Can You Bear It?
--a sermon for our intergenerational flower service--
Rev. Mark Stringer
First Unitarian Church of Des Moines
6/8/08

“Each of us needs to receive in order to grow up, but each of us needs to give something away for the same reason.”
–Norbert Capek, during the first flower festival sermon: June 24, 1923

 

 

Sermon

Most of you know that today is my first Sunday morning in the pulpit here in over five months.  Thank you again for the precious gift of time that you gave to my family and me over the course of my sabbatical.  I know from the wonderful Sunday service that was offered last week, a service during which people shared what they had learned in my absence, a service that would have made any minister beam with joy, just as I did…I know that you had a rich time of your own.  I am confident that the mental and emotional space afforded me by this period of reflection, renewal and study will continue to pay dividends for our church and for me and we head boldly into our future together.

 

Today, I want to tell you a story that comes from that sabbatical.

 

On an early February afternoon, I was visiting with one of my spiritual mentors, sharing my strange and wonderful, still-dawning sabbatical reality with her.  I remember telling her how extraordinary it all seemed…that this congregation would entrust this adventure to me, and how it didn’t seem fair that everyone doesn’t get this kind of intentional opportunity for reflection and renewal.  Then, as was the custom of our meetings, I reported on the current state of my life. Susan, Leah and I were healthy.  All of our needs were being met.  Sure, we still owned two houses, and were paying two mortgages and money was getting tight, but a few weeks earlier we had accepted a contingent offer and the promise of a sale seemed imminent at last.  Sure we were in the midst of a brutally snowy winter, but it would surely come to an end at some point. Sure I was getting sucked into the passion and punditry of an ongoing presidential primary that, I’ll admit, was becoming a kind of dangerous obsession for me.  But could I be blamed for being passionate about the choosing of our future president? Susan had taken advantage of this time to go back to school and to enrich her life, a life that by circumstance, if not necessity, often has to take a back seat to mine.  We both had more space in our lives than usual to regularly exercise. I was spending lots of time with my daughter, enjoying her precious four-year old personality, and I was busy reading books and preparing for travel that promised to offer just the right amount of learning and leisure.  “Everything seems to be lining up,” I told my friend.  “I can be nothing other than happy right now.”

 

My wise friend smiled and nodded.
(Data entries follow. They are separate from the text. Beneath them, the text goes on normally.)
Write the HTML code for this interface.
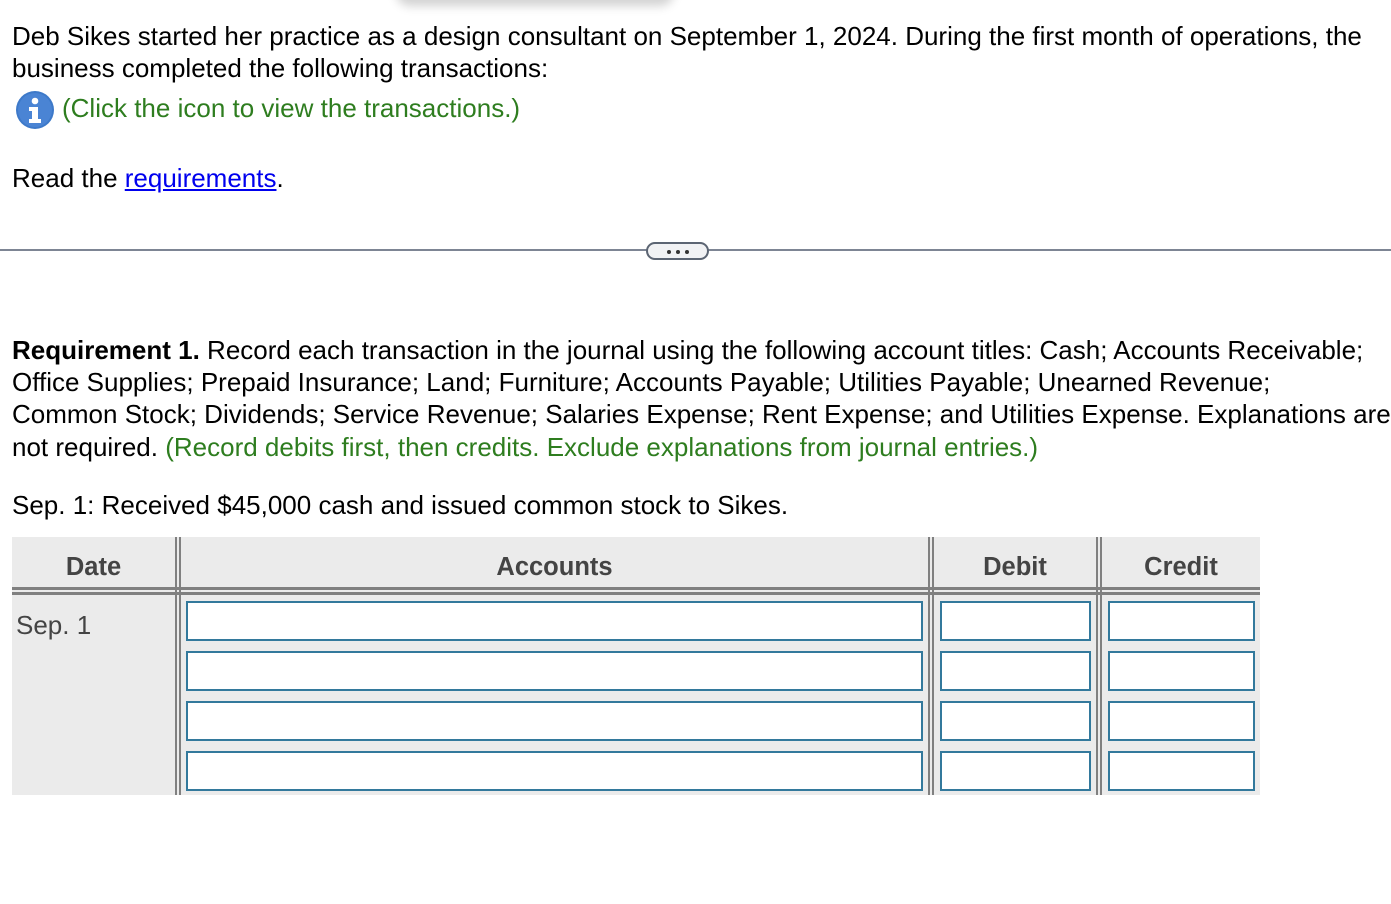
<!DOCTYPE html>
<html><head><meta charset="utf-8"><style>
body{margin:0;width:1391px;height:904px;background:#fff;position:relative;overflow:hidden;font-family:"Liberation Sans",Arial,sans-serif;font-size:26px;color:#000}
.t{position:absolute;left:12px;white-space:nowrap;line-height:32px}
.g{color:#2e7d1f}
a{color:#0000ee;text-decoration:underline}
.shadow{position:absolute;left:400px;top:-20px;width:270px;height:20px;box-shadow:0 2px 10px 4px rgba(0,0,0,0.18);border-radius:10px;background:#fff}
.hr{position:absolute;left:0;top:249px;width:1391px;height:2px;background:#7d8594}
.pill{position:absolute;left:646px;top:242px;width:59px;height:14px;border:2px solid #5c6573;border-radius:9px;background:#f1f2f4}
.dot{position:absolute;top:6px;width:4px;height:4px;border-radius:2px;background:#333}
.tbl{position:absolute;left:12px;top:537px;width:1248px;height:258px;background:#ebebeb}
.v{position:absolute;top:537px;height:258px;width:2px;background:#808080}
.h{position:absolute;left:12px;width:1248px;height:3px;background:#808080}
.hd{position:absolute;top:552px;font-weight:bold;font-size:25.5px;color:#444;text-align:center;line-height:30px}
.in{position:absolute;height:36px;border:2px solid #33799c;background:#fff;box-sizing:content-box}
</style></head><body>
<div class="shadow"></div>
<div class="t" style="top:20px">Deb Sikes started her practice as a design consultant on September 1, 2024. During the first month of operations, the</div>
<div class="t" style="top:52px">business completed the following transactions:</div>
<svg style="position:absolute;left:15px;top:90px" width="40" height="40" viewBox="0 0 40 40">
<circle cx="20" cy="20" r="19" fill="#3d79c9"/>
<circle cx="20" cy="20" r="17" fill="#4a84d4"/>
<circle cx="20" cy="11" r="3.3" fill="#fff"/>
<path d="M14 17h9v12h3v4H14v-4h3v-8h-3z" fill="#fff"/>
</svg>
<div class="t g" style="top:92px;left:62px">(Click the icon to view the transactions.)</div>
<div class="t" style="top:162px">Read the <a>requirements</a>.</div>
<div class="hr"></div>
<div class="pill"><div class="dot" style="left:19px"></div><div class="dot" style="left:28px"></div><div class="dot" style="left:37px"></div></div>
<div class="t" style="top:334px"><b>Requirement 1.</b> Record each transaction in the journal using the following account titles: Cash; Accounts Receivable;</div>
<div class="t" style="top:366px">Office Supplies; Prepaid Insurance; Land; Furniture; Accounts Payable; Utilities Payable; Unearned Revenue;</div>
<div class="t" style="top:398px">Common Stock; Dividends; Service Revenue; Salaries Expense; Rent Expense; and Utilities Expense. Explanations are</div>
<div class="t" style="top:431px">not required. <span class="g">(Record debits first, then credits. Exclude explanations from journal entries.)</span></div>
<div class="t" style="top:489px">Sep. 1: Received $45,000 cash and issued common stock to Sikes.</div>
<div class="tbl"></div>
<div class="h" style="top:587px"></div><div class="h" style="top:592px"></div>
<div class="v" style="left:175px"></div><div class="v" style="left:179px"></div>
<div class="v" style="left:928px"></div><div class="v" style="left:932px"></div>
<div class="v" style="left:1096px"></div><div class="v" style="left:1100px"></div>
<div class="hd" style="left:12px;width:163px">Date</div>
<div class="hd" style="left:181px;width:747px">Accounts</div>
<div class="hd" style="left:934px;width:162px">Debit</div>
<div class="hd" style="left:1102px;width:158px">Credit</div>
<div class="t" style="top:609px;left:16px;color:#444">Sep. 1</div>
<div class="in" style="left:186px;top:601px;width:733px"></div>
<div class="in" style="left:186px;top:651px;width:733px"></div>
<div class="in" style="left:186px;top:701px;width:733px"></div>
<div class="in" style="left:186px;top:751px;width:733px"></div>
<div class="in" style="left:940px;top:601px;width:147px"></div>
<div class="in" style="left:940px;top:651px;width:147px"></div>
<div class="in" style="left:940px;top:701px;width:147px"></div>
<div class="in" style="left:940px;top:751px;width:147px"></div>
<div class="in" style="left:1108px;top:601px;width:143px"></div>
<div class="in" style="left:1108px;top:651px;width:143px"></div>
<div class="in" style="left:1108px;top:701px;width:143px"></div>
<div class="in" style="left:1108px;top:751px;width:143px"></div>
</body></html>
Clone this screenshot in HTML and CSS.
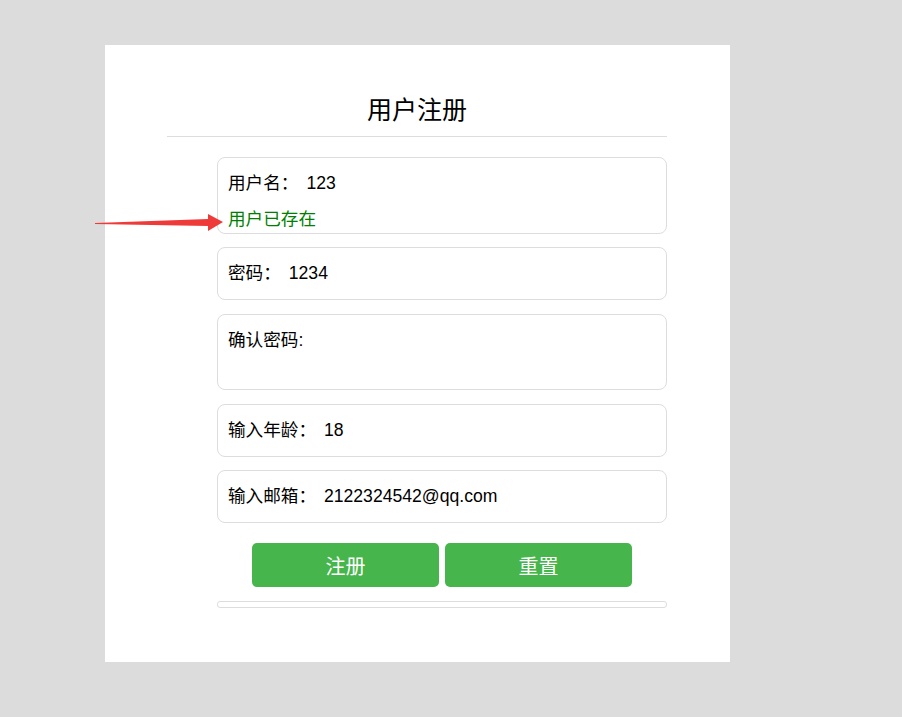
FILE: index.html
```html
<!DOCTYPE html>
<html lang="zh-CN">
<head>
<meta charset="utf-8">
<title>用户注册</title>
<link rel="stylesheet" href="styles.css">
</head>
<body>
<div class="card">
  <h1 class="title">用户注册</h1>
  <form class="form">
    <div class="field field-error">
      <div class="row"><label class="label">用户名：</label><input class="input" type="text" value="123"></div>
      <div class="msg">用户已存在</div>
    </div>
    <div class="field">
      <div class="row"><label class="label">密码：</label><input class="input" type="text" value="1234"></div>
    </div>
    <div class="field">
      <div class="row"><label class="label">确认密码:</label><input class="input" type="text" value=""></div>
      <div class="msg-empty"></div>
    </div>
    <div class="field field-tight">
      <div class="row"><label class="label">输入年龄：</label><input class="input" type="text" value="18"></div>
    </div>
    <div class="field">
      <div class="row"><label class="label">输入邮箱：</label><input class="input input-wide" type="text" value="2122324542@qq.com"></div>
    </div>
    <div class="buttons">
      <button class="btn" type="button">注册</button>
      <button class="btn" type="button">重置</button>
    </div>
    <div class="bar"></div>
  </form>
</div>
<svg class="arrow" width="132" height="20" viewBox="0 0 132 20">
  <polygon points="0,9 113,5 113,0 128,8 113,17 113,12 0,10" fill="#ef3a3a"/>
</svg>
</body>
</html>
```

FILE: styles.css
```css
html, body {
  margin: 0;
  padding: 0;
}
body {
  background: #dcdcdc;
  font-family: "Liberation Sans", "Noto Sans CJK SC", sans-serif;
  color: #000;
  min-height: 717px;
  position: relative;
}
.card {
  background: #fff;
  width: 563px;
  height: 568px;
  margin: 45px 0 0 105px;
  padding: 49px 0 0 62px;
  display: flex;
  flex-direction: column;
  align-items: flex-start;
}
.title {
  width: 500px;
  margin: 0;
  font-size: 25px;
  font-weight: normal;
  line-height: 32px;
  text-align: center;
  padding-bottom: 10px;
  border-bottom: 1px solid #dddddd;
}
.form {
  width: 450px;
  margin: 20px 0 0 50px;
  display: flex;
  flex-direction: column;
}
.field {
  border: 1px solid #dddddd;
  border-radius: 8px;
  padding: 15px 10px;
  margin-bottom: 14px;
}
.field-error {
  padding-bottom: 4px;
  margin-bottom: 13px;
}
.field-tight {
  margin-bottom: 13px;
}
.row {
  display: flex;
  align-items: baseline;
  height: 21px;
  font-size: 17.6px;
  line-height: 21px;
}
.label {
  white-space: nowrap;
}
.input {
  border: none;
  outline: none;
  padding: 0;
  margin: 0 0 0 8px;
  font-family: inherit;
  font-size: 17.6px;
  line-height: 21px;
  height: 21px;
  color: #000;
  width: 200px;
  background: transparent;
}
.input-wide {
  width: 300px;
}
.msg {
  margin-top: 15px;
  line-height: 20px;
  font-size: 17.6px;
  color: #008000;
}
.msg-empty {
  height: 23px;
}
.buttons {
  display: flex;
  justify-content: center;
  gap: 6px;
  margin-top: 6px;
}
.btn {
  width: 187px;
  height: 44px;
  border: none;
  border-radius: 5px;
  background: #46b54b;
  color: #fff;
  font-family: inherit;
  font-size: 20px;
  padding: 0;
}
.bar {
  height: 5px;
  margin-top: 14px;
  border: 1px solid #dddddd;
  border-radius: 3px;
}
.arrow {
  position: absolute;
  left: 95px;
  top: 214px;
}
```
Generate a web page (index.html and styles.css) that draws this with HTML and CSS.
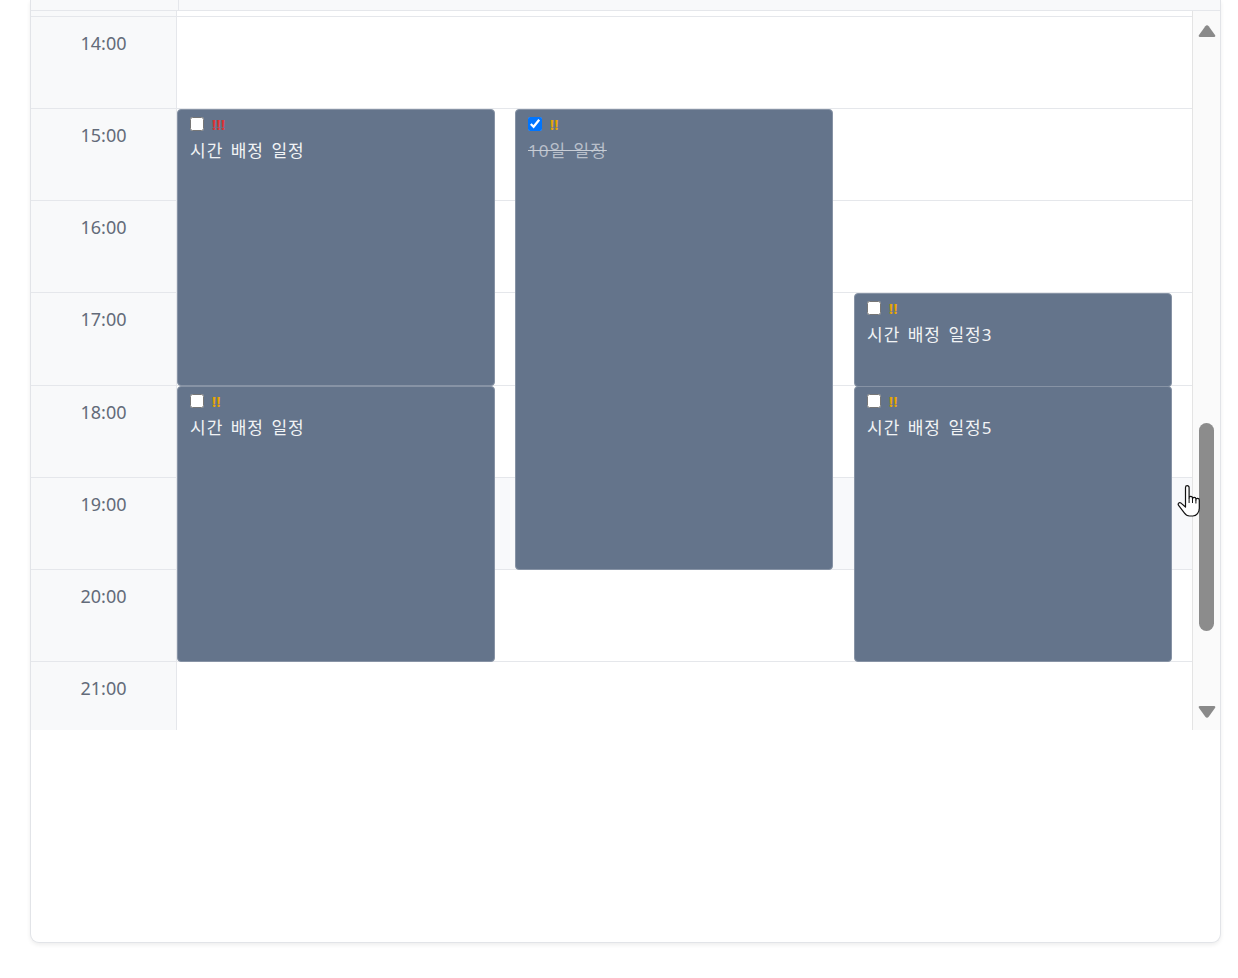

And then she quietly uttered the sentence that I still cannot get out of my mind.

 

She said, “So the question for you is:  Can you bear it?”

 

Her comment caught me off guard.  I smiled and kind of chuckled, the way I would when I am being teased and want to show that I get the joke.  But my friend wasn’t laughing.  She was carefully and sincerely putting forth what she believed might be the real question of my life at that point in time. 

 

Our time together that day was nearing its end, so I told her that I needed to reflect more on her question and we soon made our goodbyes.

 

As I walked home through my snowy neighborhood, I turned her words over and over in my mind.  “Can you bear it?”

 

Can I bear my happiness?

 

Each time I examined this precious jewel of a question, I caught a different hue of meaning.  It struck me like a Buddhist koan, a riddle used to teach us that logic sometimes is not enough, that what should be obvious often is hidden, and that enlightenment more readily comes to those willing to take the risk to see life as the paradoxical enterprise it truly is.

 

What does it mean to “bear happiness”?

 

Bear can mean “to carry”, like “bearing water.”  Could I “carry” this happiness?  Could I maintain it?

 

Bear can also mean “to have or display”, like bearing a name, or a visible mark, as in a suit “bearing a flag pin.”  Could I “outwardly display” this happiness?

 

Bear might mean “to take responsibility for” as in “bearing scrutiny or the bearing the challenge of a life’s calling.”

 

Then there’s the bearing of creation, as in bearing children or bearing fruit.  Could I “create” happiness?

 

These are all appropriate definitions that, when applied to the “Can You Bear It?” question, create interesting metaphors for those willing to engage in their deeper meanings.

 

But the one definition that seemed the most paradoxical, and perhaps therefore, the most intriguing to me, was the “to bear” that means “to endure or tolerate”. When we talk about bearing something in this way, it’s always the bad stuff, right?  We bear rough weather…and flooded basements.  We bear jobs that drive us nuts.  We bear bad traffic, bad leaders, bad food.  We bear health challenges, relationship challenges, financial challenges….

 

Wouldn’t one definition of happiness, maybe even the most common definition of happiness, be the absence of these kinds of challenges? 

 

Was I to believe, then, that even the absence of challenges is something to be endured?  Was my happiness something that I was going to have to bear?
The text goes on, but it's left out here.